In Indiana, a Tuesday announcement from the Four Winds South Bend Casino communicated plans to add a 10-table poker room to its current gaming offering, with the dedicated space due to be completed by Labor Day.
The South Bend Tribune reports that Scott Rice, the general manager of the casino owned and operated by the Pokagon Band of Potawatomi Indians said that next week construction will commence on the poker room. The highly-anticipated addition is to be situated in the northwest corner of the facility, where slot machines are currently housed, and reportedly offer $1 to $2 No-Limit Texas Hold ‘em, $2 to $5 No Limit Hold ’em, $3 to $6 Limit Hold ’em and $1 to $3 Pot Limit Omaha.
Rice said that customer feedback was the catalyst for the addition, the casino having received specific requests for poker in advance of its January 16, 2018 opening. “We’ve always looked for different amenities that we can offer our guests,” said Rice. “Our guests have always asked for poker.”
In general, card games such as poker can only be offered via a Class III gaming compact. The Pokagon Band of Potawatomi Indians does not possess such an agreement with Indiana. Class II gaming encompasses bingo and games associated with it, such as pull-tabs and non–banked card games, which are games played exclusively against other players rather than against the house. Class III gaming includes everything else and banked-card games.
The new poker room, however, is due in part to a January 23, 2018 legal opinion (pdf) from Michael Hoenig, the general counsel of the National Indian Gaming Commission (NIGC), which regulates and supports tribal gaming via the Indian Gaming Regulatory Act (IGRA), where in response to a request from Charles LaBoy, Executive Director for Pokagon Band Gaming Commission, the NIGC’s top attorney stated that Gamblit Poker LIVE! V1.0 qualifies as a Class II game under the IGRA when played on Indian lands in Michigan.
According to the legal opinion, the game qualifies as a “variation of poker that is not a banked card game or an electronic facsimile of poker.” Subsequently, the Michigan opinion was revised to “address the play of the game on Indian lands in both states.” And because in Indiana poker is already legal, the South Bend facility can offer it.

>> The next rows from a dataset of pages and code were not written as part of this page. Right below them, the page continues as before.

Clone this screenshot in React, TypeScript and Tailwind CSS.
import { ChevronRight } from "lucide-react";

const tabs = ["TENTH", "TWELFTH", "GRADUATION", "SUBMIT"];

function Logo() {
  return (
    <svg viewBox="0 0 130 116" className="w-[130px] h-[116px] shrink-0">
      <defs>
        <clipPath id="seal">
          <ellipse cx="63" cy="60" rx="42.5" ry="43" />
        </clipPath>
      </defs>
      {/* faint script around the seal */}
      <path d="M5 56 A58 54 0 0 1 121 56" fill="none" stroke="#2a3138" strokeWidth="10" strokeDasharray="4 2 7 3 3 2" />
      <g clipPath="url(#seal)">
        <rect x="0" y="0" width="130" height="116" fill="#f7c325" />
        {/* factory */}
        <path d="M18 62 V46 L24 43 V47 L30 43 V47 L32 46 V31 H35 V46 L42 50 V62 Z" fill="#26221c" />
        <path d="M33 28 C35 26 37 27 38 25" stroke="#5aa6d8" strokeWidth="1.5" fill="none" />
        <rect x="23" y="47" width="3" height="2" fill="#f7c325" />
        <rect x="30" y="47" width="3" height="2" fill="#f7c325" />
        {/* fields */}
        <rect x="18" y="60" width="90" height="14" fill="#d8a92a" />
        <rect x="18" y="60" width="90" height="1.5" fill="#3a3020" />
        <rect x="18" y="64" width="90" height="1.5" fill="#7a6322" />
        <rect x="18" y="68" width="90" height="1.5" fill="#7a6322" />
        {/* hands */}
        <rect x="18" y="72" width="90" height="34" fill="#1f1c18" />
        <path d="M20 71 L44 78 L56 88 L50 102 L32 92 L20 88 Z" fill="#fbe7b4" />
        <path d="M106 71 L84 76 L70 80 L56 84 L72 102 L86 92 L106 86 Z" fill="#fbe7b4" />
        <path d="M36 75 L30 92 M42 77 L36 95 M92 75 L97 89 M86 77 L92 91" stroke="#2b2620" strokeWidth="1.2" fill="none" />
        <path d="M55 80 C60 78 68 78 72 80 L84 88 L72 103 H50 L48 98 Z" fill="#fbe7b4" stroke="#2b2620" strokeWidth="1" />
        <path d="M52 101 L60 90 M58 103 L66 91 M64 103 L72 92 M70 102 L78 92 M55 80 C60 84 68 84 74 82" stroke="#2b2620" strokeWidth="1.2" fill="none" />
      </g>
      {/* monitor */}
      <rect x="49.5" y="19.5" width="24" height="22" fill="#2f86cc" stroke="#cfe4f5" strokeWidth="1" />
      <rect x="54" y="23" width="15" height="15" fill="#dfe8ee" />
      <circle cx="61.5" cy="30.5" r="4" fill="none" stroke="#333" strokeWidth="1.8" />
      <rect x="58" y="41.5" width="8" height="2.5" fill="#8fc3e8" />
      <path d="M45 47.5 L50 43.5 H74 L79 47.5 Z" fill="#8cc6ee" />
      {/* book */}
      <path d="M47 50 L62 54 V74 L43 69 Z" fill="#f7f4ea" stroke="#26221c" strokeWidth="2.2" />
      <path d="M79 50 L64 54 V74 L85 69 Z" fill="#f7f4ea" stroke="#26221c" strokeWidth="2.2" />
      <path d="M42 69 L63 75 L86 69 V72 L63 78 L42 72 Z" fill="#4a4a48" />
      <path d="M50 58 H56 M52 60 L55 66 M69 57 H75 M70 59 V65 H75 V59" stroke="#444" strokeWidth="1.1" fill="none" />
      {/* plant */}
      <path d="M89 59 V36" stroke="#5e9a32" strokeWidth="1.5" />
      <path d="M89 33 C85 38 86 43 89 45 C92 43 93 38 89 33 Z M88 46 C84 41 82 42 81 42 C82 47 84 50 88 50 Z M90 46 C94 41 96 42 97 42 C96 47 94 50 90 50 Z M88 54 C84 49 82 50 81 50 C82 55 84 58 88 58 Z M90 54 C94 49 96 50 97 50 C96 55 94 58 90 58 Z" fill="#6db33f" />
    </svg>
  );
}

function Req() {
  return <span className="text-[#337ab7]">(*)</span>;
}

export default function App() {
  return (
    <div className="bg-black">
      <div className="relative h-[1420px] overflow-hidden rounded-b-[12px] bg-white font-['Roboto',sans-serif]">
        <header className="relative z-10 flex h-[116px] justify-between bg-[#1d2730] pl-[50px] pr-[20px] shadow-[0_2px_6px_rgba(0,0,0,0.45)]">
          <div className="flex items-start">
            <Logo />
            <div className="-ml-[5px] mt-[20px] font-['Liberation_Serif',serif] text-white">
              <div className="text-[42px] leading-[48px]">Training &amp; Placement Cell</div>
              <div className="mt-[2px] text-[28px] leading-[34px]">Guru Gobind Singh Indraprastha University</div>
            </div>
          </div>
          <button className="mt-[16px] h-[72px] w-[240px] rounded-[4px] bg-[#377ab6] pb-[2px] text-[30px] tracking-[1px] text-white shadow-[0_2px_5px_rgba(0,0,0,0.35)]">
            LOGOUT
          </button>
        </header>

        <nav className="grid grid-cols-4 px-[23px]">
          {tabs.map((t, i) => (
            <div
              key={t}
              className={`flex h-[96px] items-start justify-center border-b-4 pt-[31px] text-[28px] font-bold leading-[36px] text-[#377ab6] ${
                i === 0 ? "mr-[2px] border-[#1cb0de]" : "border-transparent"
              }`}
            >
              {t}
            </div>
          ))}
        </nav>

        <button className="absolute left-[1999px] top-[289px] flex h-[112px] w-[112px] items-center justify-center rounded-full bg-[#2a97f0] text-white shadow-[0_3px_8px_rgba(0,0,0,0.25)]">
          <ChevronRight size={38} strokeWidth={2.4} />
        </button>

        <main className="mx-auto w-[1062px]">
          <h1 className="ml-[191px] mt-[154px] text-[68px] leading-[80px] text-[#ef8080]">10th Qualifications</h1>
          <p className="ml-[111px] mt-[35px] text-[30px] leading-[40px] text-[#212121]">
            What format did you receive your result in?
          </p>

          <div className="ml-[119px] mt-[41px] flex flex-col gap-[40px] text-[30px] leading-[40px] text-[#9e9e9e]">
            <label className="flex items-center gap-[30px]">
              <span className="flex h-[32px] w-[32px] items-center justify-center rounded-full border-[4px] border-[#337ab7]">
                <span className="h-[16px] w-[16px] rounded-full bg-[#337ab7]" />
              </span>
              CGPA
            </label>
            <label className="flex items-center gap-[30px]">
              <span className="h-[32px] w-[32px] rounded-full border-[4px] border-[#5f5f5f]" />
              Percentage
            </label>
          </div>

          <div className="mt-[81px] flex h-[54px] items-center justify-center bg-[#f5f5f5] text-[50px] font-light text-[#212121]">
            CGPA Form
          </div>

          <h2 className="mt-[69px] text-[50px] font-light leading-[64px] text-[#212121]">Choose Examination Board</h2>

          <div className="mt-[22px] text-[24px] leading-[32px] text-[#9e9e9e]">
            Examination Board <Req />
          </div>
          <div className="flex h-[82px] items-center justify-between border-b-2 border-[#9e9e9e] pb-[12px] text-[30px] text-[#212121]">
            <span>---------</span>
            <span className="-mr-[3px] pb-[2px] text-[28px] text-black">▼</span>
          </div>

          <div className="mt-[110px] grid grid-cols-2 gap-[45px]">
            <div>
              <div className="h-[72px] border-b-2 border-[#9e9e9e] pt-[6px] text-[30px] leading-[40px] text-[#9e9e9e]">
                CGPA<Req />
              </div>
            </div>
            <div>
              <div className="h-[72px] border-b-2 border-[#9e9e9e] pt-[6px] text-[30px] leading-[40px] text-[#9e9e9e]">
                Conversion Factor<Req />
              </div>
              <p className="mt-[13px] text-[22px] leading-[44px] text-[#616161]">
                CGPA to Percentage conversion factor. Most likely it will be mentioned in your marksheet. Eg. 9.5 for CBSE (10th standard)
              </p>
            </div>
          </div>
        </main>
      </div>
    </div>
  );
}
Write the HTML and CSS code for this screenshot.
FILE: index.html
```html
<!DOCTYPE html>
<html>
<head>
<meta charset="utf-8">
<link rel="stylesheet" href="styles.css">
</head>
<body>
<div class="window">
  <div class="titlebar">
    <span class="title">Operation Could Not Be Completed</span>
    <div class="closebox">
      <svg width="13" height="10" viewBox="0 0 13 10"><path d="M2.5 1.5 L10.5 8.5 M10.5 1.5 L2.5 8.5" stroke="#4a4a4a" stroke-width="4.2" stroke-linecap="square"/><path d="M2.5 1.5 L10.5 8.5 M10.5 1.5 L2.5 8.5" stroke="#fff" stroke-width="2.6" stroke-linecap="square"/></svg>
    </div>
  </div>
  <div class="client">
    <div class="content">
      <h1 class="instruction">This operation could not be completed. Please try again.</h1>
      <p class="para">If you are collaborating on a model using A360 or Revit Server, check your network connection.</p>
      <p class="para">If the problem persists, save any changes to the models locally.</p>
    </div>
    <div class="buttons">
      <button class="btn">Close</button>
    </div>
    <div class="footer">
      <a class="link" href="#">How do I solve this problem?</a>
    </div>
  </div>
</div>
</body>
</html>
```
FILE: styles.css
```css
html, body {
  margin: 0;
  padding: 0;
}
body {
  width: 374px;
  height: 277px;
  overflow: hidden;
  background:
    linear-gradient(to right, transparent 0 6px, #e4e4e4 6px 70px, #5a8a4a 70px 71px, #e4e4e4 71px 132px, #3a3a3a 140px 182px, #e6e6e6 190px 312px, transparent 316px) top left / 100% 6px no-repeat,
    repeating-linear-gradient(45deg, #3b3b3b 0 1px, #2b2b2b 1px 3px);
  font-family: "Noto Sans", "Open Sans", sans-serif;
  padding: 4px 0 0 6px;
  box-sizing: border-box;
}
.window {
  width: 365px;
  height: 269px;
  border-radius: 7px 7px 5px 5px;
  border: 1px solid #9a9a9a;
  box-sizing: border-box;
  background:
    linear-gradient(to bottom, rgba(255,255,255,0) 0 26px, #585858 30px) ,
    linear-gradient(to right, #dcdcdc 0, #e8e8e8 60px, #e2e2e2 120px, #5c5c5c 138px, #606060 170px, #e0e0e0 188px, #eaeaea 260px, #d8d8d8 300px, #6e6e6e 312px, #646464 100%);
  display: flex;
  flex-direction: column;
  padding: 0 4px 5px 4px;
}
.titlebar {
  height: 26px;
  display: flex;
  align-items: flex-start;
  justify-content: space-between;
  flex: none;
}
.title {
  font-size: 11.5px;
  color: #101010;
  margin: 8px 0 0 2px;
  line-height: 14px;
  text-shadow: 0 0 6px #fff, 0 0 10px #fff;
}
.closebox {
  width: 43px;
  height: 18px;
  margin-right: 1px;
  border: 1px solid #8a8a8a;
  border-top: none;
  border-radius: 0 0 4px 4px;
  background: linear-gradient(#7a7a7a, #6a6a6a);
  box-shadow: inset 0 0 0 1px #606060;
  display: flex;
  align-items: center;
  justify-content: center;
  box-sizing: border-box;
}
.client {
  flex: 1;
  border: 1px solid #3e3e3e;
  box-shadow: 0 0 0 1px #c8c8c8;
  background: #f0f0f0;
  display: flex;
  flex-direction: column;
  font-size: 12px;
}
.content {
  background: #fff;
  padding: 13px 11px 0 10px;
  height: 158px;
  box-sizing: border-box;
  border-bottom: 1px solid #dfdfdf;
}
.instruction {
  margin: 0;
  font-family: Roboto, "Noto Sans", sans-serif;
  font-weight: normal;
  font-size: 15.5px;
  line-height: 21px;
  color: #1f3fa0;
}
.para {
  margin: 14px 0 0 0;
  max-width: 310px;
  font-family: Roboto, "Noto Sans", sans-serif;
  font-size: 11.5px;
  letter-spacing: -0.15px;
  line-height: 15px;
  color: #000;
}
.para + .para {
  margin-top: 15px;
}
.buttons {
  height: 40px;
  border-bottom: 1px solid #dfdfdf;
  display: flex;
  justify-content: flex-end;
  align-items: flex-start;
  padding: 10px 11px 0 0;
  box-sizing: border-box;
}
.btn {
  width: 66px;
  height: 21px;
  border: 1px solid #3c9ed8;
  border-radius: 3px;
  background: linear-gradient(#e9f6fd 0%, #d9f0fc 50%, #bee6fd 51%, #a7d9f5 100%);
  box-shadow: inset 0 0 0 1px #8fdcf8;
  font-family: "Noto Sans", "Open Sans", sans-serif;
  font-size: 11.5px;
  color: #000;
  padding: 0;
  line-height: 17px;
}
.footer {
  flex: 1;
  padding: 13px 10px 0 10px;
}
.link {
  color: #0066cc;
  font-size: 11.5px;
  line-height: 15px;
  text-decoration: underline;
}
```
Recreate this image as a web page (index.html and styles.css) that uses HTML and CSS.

Don’t look for the casino to add other live table games such as the ones mentioned earlier, as house-banked games are not authorized at Class II casinos under the IGRA.
“The difference with poker, is you’re playing against other players,” Rice said, “not against the house.”
WNDU reports that Chief Operating Officer for Four Winds Casino, Frank Freedman, echoed Rice’s statement regarding guests asking for poker. “Guests have absolutely been asking for poker since we first announced our opening,” said Freedman. “Now that we’re established, we are eager to begin construction on what will be a really exciting, well-rounded poker room. For fans of the game, it will offer something for everyone.”
What is Indiana’s first Native American owned and operated casino is located at 3300 Prairie Road in South Bend and joins Four Winds locations in Michigan including Hartford, New Buffalo and Dowagiac. Other than the South Bend casino, the tribe’s three Michigan venues all operate under Class III licenses.